MISSOULA, Mont. - NBC Montana sat down with local schools to learn how they address cyberbullying after a Texas teen took her own life following months of online harassment.
"I wish I could tell you we never have any instances of cyber bullying, but that simply wouldn't be the case," said Hellgate Schools Superintendent Dr. Doug Reisig.
Reisig says Hellgate Schools follow a national policy from the U.S. Department of Education called Olweus. The anti-bullying program focuses on building strong relationships between students, teachers, parents and community members to address any issue as soon as possible in order to minimize damage.
Reisig says cyberbullying can start as young as third grade.
"A lot of the problems that we see with cyberbullying don't start inside the school, they start outside the school. But the damage to a child spills into the school," Reisig added. "That's why we really try to work with our kids on how damaging and how hurtful and how tough it is to piece a child back together that's been a victim of (bullying)."
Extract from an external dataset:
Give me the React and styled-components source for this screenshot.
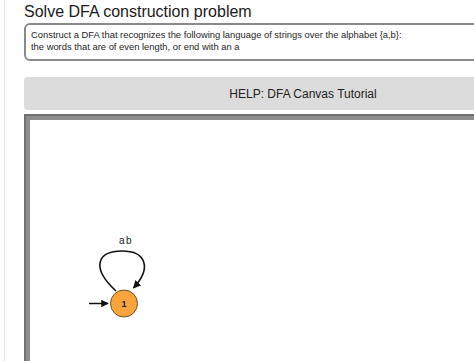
import React from "react";
import styled, { createGlobalStyle } from "styled-components";

const Global = createGlobalStyle`
  html, body { margin: 0; padding: 0; background: #fff; overflow: hidden; }
  body { font-family: "Liberation Sans", Arial, sans-serif; color: #111; }
`;

const Page = styled.div`
  position: relative;
  width: 474px;
  height: 361px;
  overflow: hidden;
  padding-left: 24px;
  box-sizing: border-box;
  &::before {
    content: "";
    position: absolute;
    left: 4px;
    top: 0;
    bottom: 0;
    width: 1px;
    background: #e6e6e6;
  }
`;

const Column = styled.div`
  width: 558px;
  display: flex;
  flex-direction: column;
`;

const Title = styled.h1`
  margin: 2px 0 0 0;
  font-size: 16px;
  font-weight: normal;
  line-height: 19px;
  color: #1a1a1a;
`;

const Problem = styled.div`
  margin-top: 2px;
  border: 2px solid #8a8a8a;
  border-radius: 6px;
  padding: 4px 0 6px 5px;
  font-size: 9.4px;
  line-height: 12px;
  color: #1e1e1e;
`;

const HelpBar = styled.div`
  margin-top: 16px;
  height: 33px;
  background: #dcdcdc;
  border-radius: 4px;
  display: flex;
  align-items: center;
  justify-content: center;
  font-size: 12px;
  color: #222;
`;

const Canvas = styled.div`
  margin-top: 4px;
  height: 300px;
  border-top: 2px solid #707070;
  border-left: 2px solid #707070;
  box-shadow: inset 4px 4px 0 #8e8e8e;
  position: relative;
  background: #fff;
`;

const Drawing = styled.svg`
  position: absolute;
  left: 4px;
  top: 6px;
`;

export default function App() {
  return (
    <>
      <Global />
      <Page>
        <Column>
          <Title>Solve DFA construction problem</Title>
          <Problem>
            Construct a DFA that recognizes the following language of strings over the alphabet {"{a,b}"}:
            <br />
            the words that are of even length, or end with an a
          </Problem>
          <HelpBar>HELP: DFA Canvas Tutorial</HelpBar>
          <Canvas>
            <Drawing width="500" height="260" viewBox="0 0 500 260">
              <defs>
                <marker id="ah" viewBox="0 0 10 10" refX="9" refY="5" markerWidth="5" markerHeight="5" orient="auto">
                  <path d="M0 0 L10 5 L0 10 Z" fill="#111" />
                </marker>
              </defs>
              <line x1="59" y1="181.5" x2="78" y2="181.5" stroke="#111" strokeWidth="1.5" markerEnd="url(#ah)" />
              <path
                d="M86 169 C 60 145, 68 129, 92 129 C 116 129, 122 146, 103.5 166"
                fill="none"
                stroke="#111"
                strokeWidth="1.6"
                markerEnd="url(#ah)"
              />
              <text x="96" y="122" textAnchor="middle" fontSize="10" letterSpacing="1.5" fontFamily="Liberation Sans, Arial, sans-serif" fill="#222">ab</text>
              <circle cx="94" cy="181.5" r="13.5" fill="#f8a33c" stroke="#6b5428" strokeWidth="1" />
              <text x="94" y="185" textAnchor="middle" fontSize="9" fontWeight="bold" fontFamily="Liberation Sans, Arial, sans-serif" fill="#222">1</text>
            </Drawing>
          </Canvas>
        </Column>
      </Page>
    </>
  );
}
Hellgate adopted the Olweus policy after a bullying incident a few years back.
"Our school board vowed we weren't going back there. It wasn't going to happen again, and it was our job to try to find ways to put programs in place that would help educate our kids as well as educate ourselves," Reisig said.
Under the Olweus policy a school establishes a specific bullying prevention committee. Hellgate’s comprises two school psychologists, four counselors and all their staff. Instructors teach kids throughout the year about bullying policies and how damaging it can be to their peers’ mental health. Students and teachers then meet in small groups weekly to develop personal relationships, so students feel comfortable opening up about a problem. The program also involves parents in the process.
"If (kids) aren't comfortable in reporting (bullying), we're not going to know until maybe it's too late," said Reisig.
Reisig says bullying -- especially cyberbullying -- largely goes unreported. That's why he encourages parents to practice open communication with their kids. He says if parents suspect any problems they should let school administrators know right away, because they are equipped with the tools to address any problems. Reisig says it's the schools job to help kids find a healthy outlet when they have nowhere else to turn.
"And interestingly enough, a lot of times a child is more comfortable talking with their teacher (instead of their parents)," Reisig added.
Reisig says Hellgate has also brought in local Internet Crimes Against Children Task Force members to speak to students, parents and administrators.
Missoula County Public Schools follows a similar policy. Communications director Hatton Littman says they follow the Common Sense Media Anti-Cyberbullying Toolkit.
They say the approach is proactive and first sets a standard of behavior and rewards students who follow it accordingly.
Littman says they also have IT teams that monitor usage and messages on school computers and student email accounts.
The state of Montana's Office of Public Instruction does not have a statewide public school policy on cyberbullying. Emilie Ritters Saunders, the communications director for Superintendent of Public Schools Denise Juneau's office, says each district is responsible for its own plan.